WRITTEN EXERCISE ->
Write out each line word for word. Drop pictures.
▬▬▬▬▬▬
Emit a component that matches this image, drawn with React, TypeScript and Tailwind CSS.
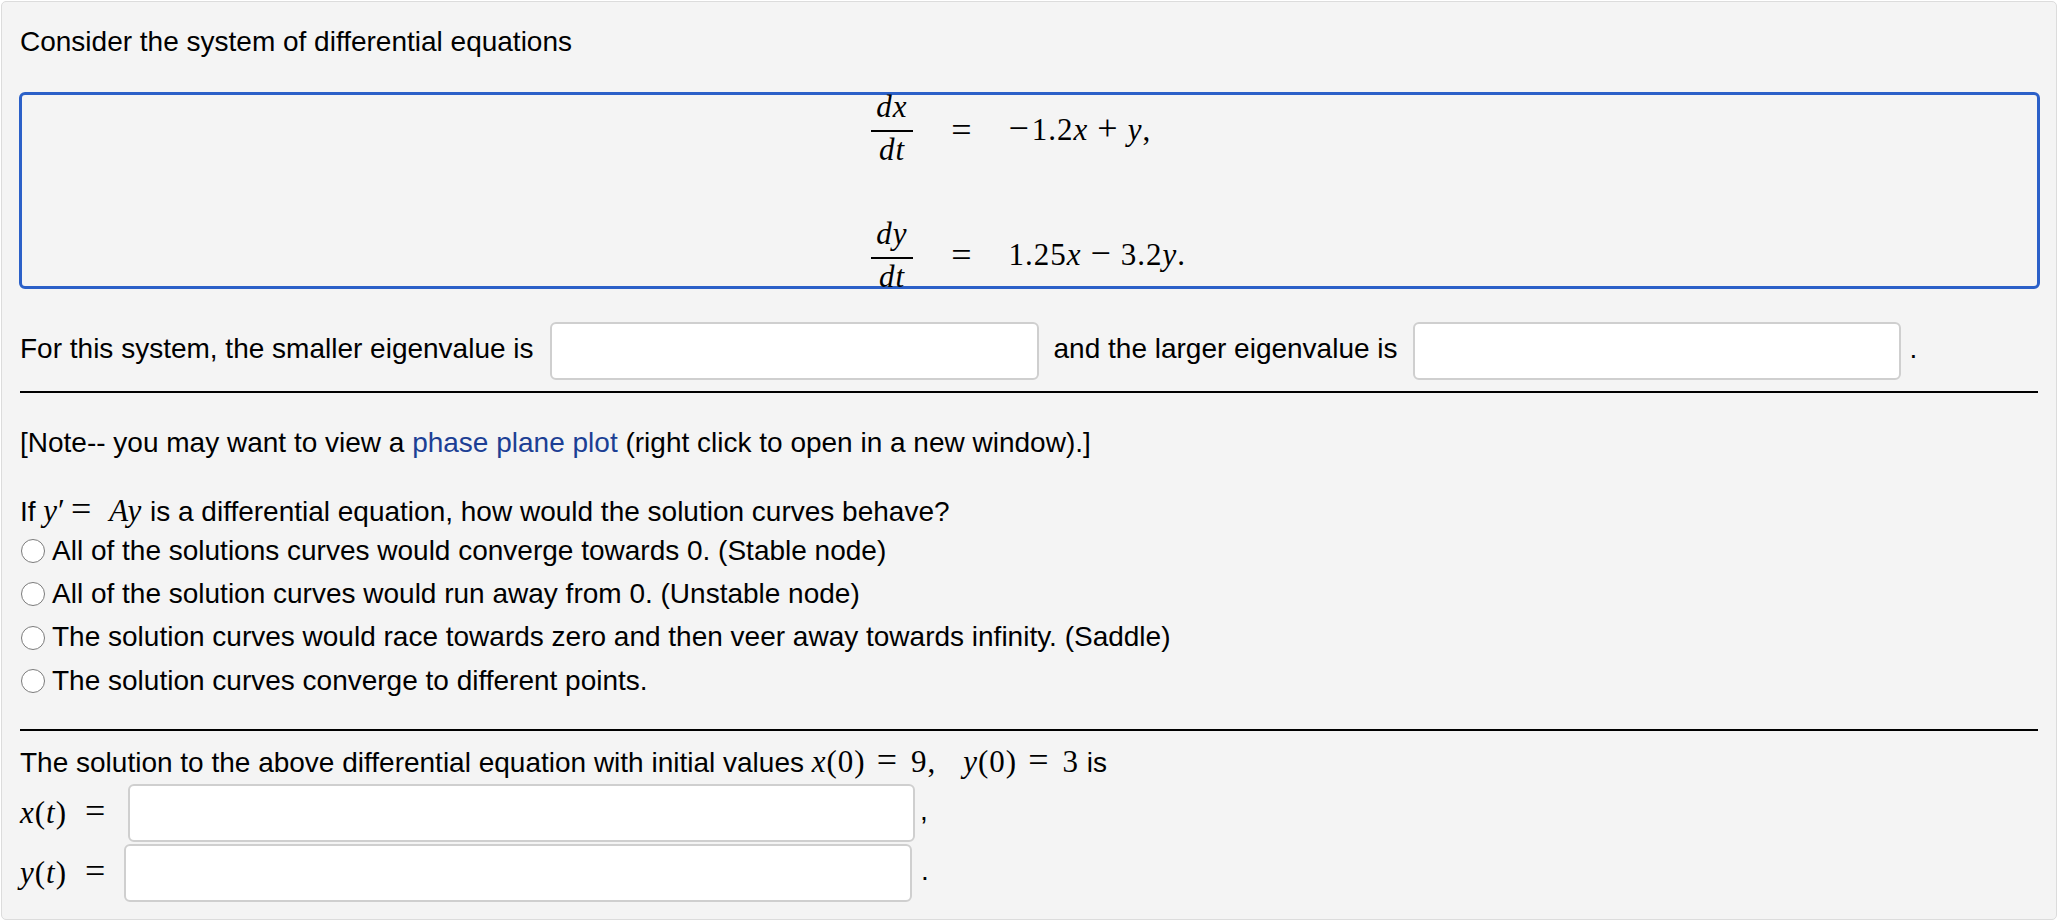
import type { ReactNode } from "react";

const serif = "font-['Liberation_Serif','Times_New_Roman',serif] tracking-[1px]";

function M({ children, className = "" }: { children: ReactNode; className?: string }) {
  return <span className={`${serif} text-[31px] leading-[31px] ${className}`}>{children}</span>;
}

// operators are drawn a bit larger, like the TeX font does
function Op({ c, className = "" }: { c: string; className?: string }) {
  return <span className={`text-[36px] leading-[0] ${className}`}>{c}</span>;
}

function Frac({ num, den }: { num: ReactNode; den: ReactNode }) {
  return (
    <span className="-mt-[4px] flex w-[42px] shrink-0 flex-col items-center">
      <span className="h-[31px] pl-[1px]">{num}</span>
      <span className="mt-[8px] h-[1.5px] w-full bg-black" />
      <span className="mt-[2.5px] h-[31px] pl-[1px]">{den}</span>
    </span>
  );
}

function Field({ className = "" }: { className?: string }) {
  return (
    <input
      type="text"
      className={`h-[58px] shrink-0 rounded-[6px] border-2 border-[#cfcfcf] bg-white px-3 outline-none ${className}`}
    />
  );
}

const options = [
  "All of the solutions curves would converge towards 0. (Stable node)",
  "All of the solution curves would run away from 0. (Unstable node)",
  "The solution curves would race towards zero and then veer away towards infinity. (Saddle)",
  "The solution curves converge to different points.",
];

export default function App() {
  return (
    <div className="min-h-screen bg-white p-[1px]">
      <div className="w-[2056px] rounded-[5px] border border-[#dcdcdc] bg-[#f4f4f4] px-[18px] pb-[17px] pt-[23px] font-['Liberation_Sans',Arial,Helvetica,sans-serif] text-[28px] leading-[34px] text-black">
        <p>Consider the system of differential equations</p>

        <div className="-mr-[2px] -ml-[1px] mt-[33px] flex h-[197px] flex-col items-center rounded-[6px] border-[3px] border-[#2b60c8]">
          <div className={`${serif} flex h-[127px] w-[318px] shrink-0 items-start text-[31px] leading-[31px]`}>
            <Frac num={<><i>d</i><i>x</i></>} den={<><i>d</i><i>t</i></>} />
            <span className="ml-[38px] mt-[21px] w-[23px] text-center">
              <Op c="=" />
            </span>
            <span className="ml-[35px] mt-[19px] whitespace-nowrap">
              <Op c="−" className="mr-[2px]" />1.2<i>x</i>
              <Op c="+" className="mx-[9px]" />
              <i>y</i>,
            </span>
          </div>
          <div className={`${serif} flex w-[318px] shrink-0 items-start text-[31px] leading-[31px]`}>
            <Frac num={<><i>d</i><i>y</i></>} den={<><i>d</i><i>t</i></>} />
            <span className="ml-[38px] mt-[19px] w-[23px] text-center">
              <Op c="=" />
            </span>
            <span className="ml-[35px] mt-[17px] whitespace-nowrap">
              1.25<i>x</i>
              <Op c="−" className="mx-[9px]" />
              3.2<i>y</i>.
            </span>
          </div>
        </div>

        <div className="mt-[33px] flex h-[58px] items-center whitespace-nowrap">
          <span className="pb-[5px]">For this system, the smaller eigenvalue is</span>
          <Field className="ml-[16px] w-[489px]" />
          <span className="ml-[15px] pb-[5px]">and the larger eigenvalue is</span>
          <Field className="ml-[15px] w-[488px]" />
          <span className="ml-[9px] pb-[5px]">.</span>
        </div>

        <div className="mt-[11px] h-[2px] bg-black" />

        <p className="mt-[33px]">
          [Note-- you may want to view a <a className="text-[#1c3f94]">phase plane plot</a> (right click to open in a
          new window).]
        </p>

        <p className="mt-[35px]">
          If{" "}
          <M>
            <i>y</i>′<Op c="=" className="ml-[5px] mr-[17px]" />
            <i>A</i>
            <i>y</i>
          </M>{" "}
          is a differential equation, how would the solution curves behave?
        </p>

        <div>
          {options.map((o) => (
            <div key={o} className="flex h-[43.33px] items-center">
              <span className="ml-[1px] mt-[1px] h-[24px] w-[24px] shrink-0 rounded-full border-[1.5px] border-[#7b7b7b] bg-white" />
              <span className="ml-[7px] whitespace-nowrap">{o}</span>
            </div>
          ))}
        </div>

        <div className="mt-[27px] h-[2px] bg-black" />

        <p className="mt-[15px]">
          The solution to the above differential equation with initial values{" "}
          <M>
            <i>x</i>(0)
            <Op c="=" className="ml-[11px] mr-[13px]" />
            9,
            <i className="ml-[27px]">y</i>(0)
            <Op c="=" className="ml-[11px] mr-[13px]" />3
          </M>{" "}
          is
        </p>

        <div className="mt-[4px] flex h-[58px] items-center">
          <M className="w-[108px] shrink-0 whitespace-nowrap pb-[2px]">
            <i>x</i>(<i>t</i>)
            <Op c="=" className="ml-[18px]" />
          </M>
          <Field className="w-[787px]" />
          <span className="ml-[5px] pb-[5px]">,</span>
        </div>

        <div className="mt-[2px] flex h-[58px] items-center">
          <M className="w-[104px] shrink-0 whitespace-nowrap pb-[2px]">
            <i>y</i>(<i>t</i>)
            <Op c="=" className="ml-[18px]" />
          </M>
          <Field className="w-[788px]" />
          <span className="ml-[9px] pb-[5px]">.</span>
        </div>
      </div>
    </div>
  );
}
▬▬▬▬▬▬
TASK ANSWER ->
Emit a component that matches this image, drawn with React, TypeScript and Tailwind CSS.
import type { ReactNode } from "react";

const serif = "font-['Liberation_Serif','Times_New_Roman',serif] tracking-[1px]";

function M({ children, className = "" }: { children: ReactNode; className?: string }) {
  return <span className={`${serif} text-[31px] leading-[31px] ${className}`}>{children}</span>;
}

// operators are drawn a bit larger, like the TeX font does
function Op({ c, className = "" }: { c: string; className?: string }) {
  return <span className={`text-[36px] leading-[0] ${className}`}>{c}</span>;
}

function Frac({ num, den }: { num: ReactNode; den: ReactNode }) {
  return (
    <span className="-mt-[4px] flex w-[42px] shrink-0 flex-col items-center">
      <span className="h-[31px] pl-[1px]">{num}</span>
      <span className="mt-[8px] h-[1.5px] w-full bg-black" />
      <span className="mt-[2.5px] h-[31px] pl-[1px]">{den}</span>
    </span>
  );
}

function Field({ className = "" }: { className?: string }) {
  return (
    <input
      type="text"
      className={`h-[58px] shrink-0 rounded-[6px] border-2 border-[#cfcfcf] bg-white px-3 outline-none ${className}`}
    />
  );
}

const options = [
  "All of the solutions curves would converge towards 0. (Stable node)",
  "All of the solution curves would run away from 0. (Unstable node)",
  "The solution curves would race towards zero and then veer away towards infinity. (Saddle)",
  "The solution curves converge to different points.",
];

export default function App() {
  return (
    <div className="min-h-screen bg-white p-[1px]">
      <div className="w-[2056px] rounded-[5px] border border-[#dcdcdc] bg-[#f4f4f4] px-[18px] pb-[17px] pt-[23px] font-['Liberation_Sans',Arial,Helvetica,sans-serif] text-[28px] leading-[34px] text-black">
        <p>Consider the system of differential equations</p>

        <div className="-mr-[2px] -ml-[1px] mt-[33px] flex h-[197px] flex-col items-center rounded-[6px] border-[3px] border-[#2b60c8]">
          <div className={`${serif} flex h-[127px] w-[318px] shrink-0 items-start text-[31px] leading-[31px]`}>
            <Frac num={<><i>d</i><i>x</i></>} den={<><i>d</i><i>t</i></>} />
            <span className="ml-[38px] mt-[21px] w-[23px] text-center">
              <Op c="=" />
            </span>
            <span className="ml-[35px] mt-[19px] whitespace-nowrap">
              <Op c="−" className="mr-[2px]" />1.2<i>x</i>
              <Op c="+" className="mx-[9px]" />
              <i>y</i>,
            </span>
          </div>
          <div className={`${serif} flex w-[318px] shrink-0 items-start text-[31px] leading-[31px]`}>
            <Frac num={<><i>d</i><i>y</i></>} den={<><i>d</i><i>t</i></>} />
            <span className="ml-[38px] mt-[19px] w-[23px] text-center">
              <Op c="=" />
            </span>
            <span className="ml-[35px] mt-[17px] whitespace-nowrap">
              1.25<i>x</i>
              <Op c="−" className="mx-[9px]" />
              3.2<i>y</i>.
            </span>
          </div>
        </div>

        <div className="mt-[33px] flex h-[58px] items-center whitespace-nowrap">
          <span className="pb-[5px]">For this system, the smaller eigenvalue is</span>
          <Field className="ml-[16px] w-[489px]" />
          <span className="ml-[15px] pb-[5px]">and the larger eigenvalue is</span>
          <Field className="ml-[15px] w-[488px]" />
          <span className="ml-[9px] pb-[5px]">.</span>
        </div>

        <div className="mt-[11px] h-[2px] bg-black" />

        <p className="mt-[33px]">
          [Note-- you may want to view a <a className="text-[#1c3f94]">phase plane plot</a> (right click to open in a
          new window).]
        </p>

        <p className="mt-[35px]">
          If{" "}
          <M>
            <i>y</i>′<Op c="=" className="ml-[5px] mr-[17px]" />
            <i>A</i>
            <i>y</i>
          </M>{" "}
          is a differential equation, how would the solution curves behave?
        </p>

        <div>
          {options.map((o) => (
            <div key={o} className="flex h-[43.33px] items-center">
              <span className="ml-[1px] mt-[1px] h-[24px] w-[24px] shrink-0 rounded-full border-[1.5px] border-[#7b7b7b] bg-white" />
              <span className="ml-[7px] whitespace-nowrap">{o}</span>
            </div>
          ))}
        </div>

        <div className="mt-[27px] h-[2px] bg-black" />

        <p className="mt-[15px]">
          The solution to the above differential equation with initial values{" "}
          <M>
            <i>x</i>(0)
            <Op c="=" className="ml-[11px] mr-[13px]" />
            9,
            <i className="ml-[27px]">y</i>(0)
            <Op c="=" className="ml-[11px] mr-[13px]" />3
          </M>{" "}
          is
        </p>

        <div className="mt-[4px] flex h-[58px] items-center">
          <M className="w-[108px] shrink-0 whitespace-nowrap pb-[2px]">
            <i>x</i>(<i>t</i>)
            <Op c="=" className="ml-[18px]" />
          </M>
          <Field className="w-[787px]" />
          <span className="ml-[5px] pb-[5px]">,</span>
        </div>

        <div className="mt-[2px] flex h-[58px] items-center">
          <M className="w-[104px] shrink-0 whitespace-nowrap pb-[2px]">
            <i>y</i>(<i>t</i>)
            <Op c="=" className="ml-[18px]" />
          </M>
          <Field className="w-[788px]" />
          <span className="ml-[9px] pb-[5px]">.</span>
        </div>
      </div>
    </div>
  );
}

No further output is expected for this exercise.